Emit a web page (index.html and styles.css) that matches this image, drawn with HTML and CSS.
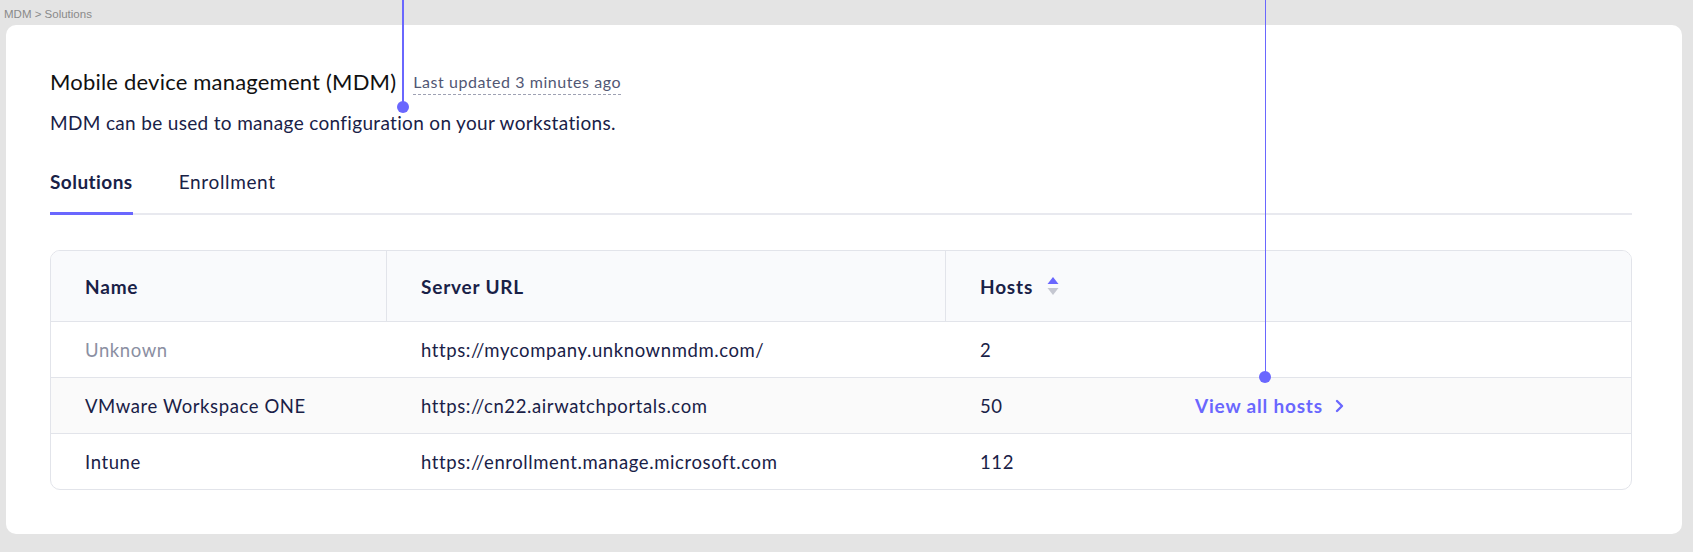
FILE: index.html
```html
<!DOCTYPE html>
<html lang="en">
<head>
<meta charset="utf-8">
<title>MDM Solutions</title>
<link rel="stylesheet" href="styles.css">
</head>
<body>
<div class="page">
  <div class="breadcrumb">MDM &gt; Solutions</div>
  <main class="card">
    <div class="title-row">
      <h1 class="title">Mobile device management (MDM)</h1>
      <span class="updated">Last updated 3 minutes ago</span>
    </div>
    <p class="desc">MDM can be used to manage configuration on your workstations.</p>
    <nav class="tabs">
      <span class="tab active">Solutions</span>
      <span class="tab">Enrollment</span>
    </nav>
    <div class="table">
      <div class="row head">
        <div class="cell hcell">Name</div>
        <div class="cell hcell">Server URL</div>
        <div class="cell hcell last">Hosts
          <svg class="sort" width="12" height="20" viewBox="0 0 12 20"><path d="M6 1 L11.5 8 H0.5 Z" fill="#6a67fe"/><path d="M6 19 L11.5 12 H0.5 Z" fill="#c5c7d1"/></svg>
        </div>
      </div>
      <div class="row">
        <div class="cell muted">Unknown</div>
        <div class="cell">https://mycompany.unknownmdm.com/</div>
        <div class="cell">2</div>
        <div class="cell"></div>
      </div>
      <div class="row hover">
        <div class="cell">VMware Workspace ONE</div>
        <div class="cell">https://cn22.airwatchportals.com</div>
        <div class="cell">50</div>
        <div class="cell"><a class="link">View all hosts <svg class="chev" width="9" height="14" viewBox="0 0 9 14"><path d="M2 2 L7 7 L2 12" fill="none" stroke="#6a67fe" stroke-width="2.4" stroke-linecap="round" stroke-linejoin="round"/></svg></a></div>
      </div>
      <div class="row lastrow">
        <div class="cell">Intune</div>
        <div class="cell">https://enrollment.manage.microsoft.com</div>
        <div class="cell">112</div>
        <div class="cell"></div>
      </div>
    </div>
  </main>
  <div class="pin pin-a"></div>
  <div class="pin pin-b"></div>
</div>
</body>
</html>
```
FILE: styles.css
```css
* { box-sizing: border-box; }
html, body { margin: 0; padding: 0; }
body {
  background: #e4e4e4;
  font-family: Lato, "Noto Sans", sans-serif;
  color: #192147;
  height: 552px;
  overflow: hidden;
}
.page {
  position: relative;
  padding: 0 11px 0 6px;
}
.breadcrumb {
  font-family: "Liberation Sans", Arial, sans-serif;
  font-size: 11.5px;
  color: #8a8a8a;
  height: 25px;
  line-height: 22px;
  padding-top: 3px;
  margin-left: -2px;
}
.card {
  background: #fff;
  border-radius: 10px;
  padding: 42px 50px 44px 44px;
}
.title-row {
  display: flex;
  align-items: center;
  gap: 17px;
}
.title {
  margin: 0;
  font-size: 22px;
  line-height: 30px;
  font-weight: 400;
  letter-spacing: 0.2px;
  color: #111;
}
.updated {
  font-size: 16px;
  line-height: 20px;
  letter-spacing: 0.55px;
  color: #515774;
  border-bottom: 1px dashed #9ea1b3;
  padding-bottom: 2px;
  margin-top: 2px;
}
.desc {
  margin: 12px 0 0;
  font-size: 19px;
  line-height: 28px;
  letter-spacing: 0.33px;
}
.tabs {
  display: flex;
  gap: 46px;
  margin-top: 31px;
  border-bottom: 2px solid #e8e9ef;
}
.tab {
  position: relative;
  font-size: 19px;
  line-height: 28px;
  letter-spacing: 0.65px;
  padding-bottom: 17px;
}
.tab.active { font-weight: 700; letter-spacing: 0.45px; }
.tab.active::after {
  content: "";
  position: absolute;
  left: 0;
  right: 0;
  bottom: -2px;
  height: 3px;
  background: #6a67fe;
}
.table {
  margin-top: 35px;
  border: 1px solid #e2e4ea;
  border-radius: 10px;
  overflow: hidden;
}
.row {
  display: grid;
  grid-template-columns: 336px 559px 216px 1fr;
  height: 56px;
  border-bottom: 1px solid #e2e4ea;
  align-items: stretch;
}
.row.lastrow { border-bottom: none; height: 55px; }
.row.head {
  grid-template-columns: 336px 559px 1fr;
  height: 71px;
  background: #f9fafc;
}
.row.hover { background: #fafafa; }
.cell {
  display: flex;
  align-items: center;
  padding-left: 34px;
  font-size: 18.5px;
  letter-spacing: 0.6px;
  white-space: nowrap;
}
.hcell {
  font-weight: 700;
  font-size: 19px;
  letter-spacing: 0.8px;
  border-right: 1px solid #e2e4ea;
}
.hcell.last { border-right: none; padding-left: 34px; }
.sort { margin-left: 14px; }
.muted { color: #8b8fa2; }
.link {
  color: #6a67fe;
  font-weight: 700;
  font-size: 19px;
  letter-spacing: 0.8px;
  display: inline-flex;
  align-items: center;
  gap: 12px;
  margin-left: -1px;
}
.pin {
  position: absolute;
  top: 0;
  width: 1.5px;
  background: #6a67fe;
}
.pin::after {
  content: "";
  position: absolute;
  left: -5.25px;
  bottom: -6px;
  width: 12px;
  height: 12px;
  border-radius: 50%;
  background: #6a67fe;
}
.pin-a { left: 402px; height: 107px; }
.pin-b { left: 1264.5px; height: 377px; }
```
——————————
**PROBLEM:**
What is the number of lines above that contain the string "styles"? Answer with the number alone.

**ANSWER TO THIS TASK:**
3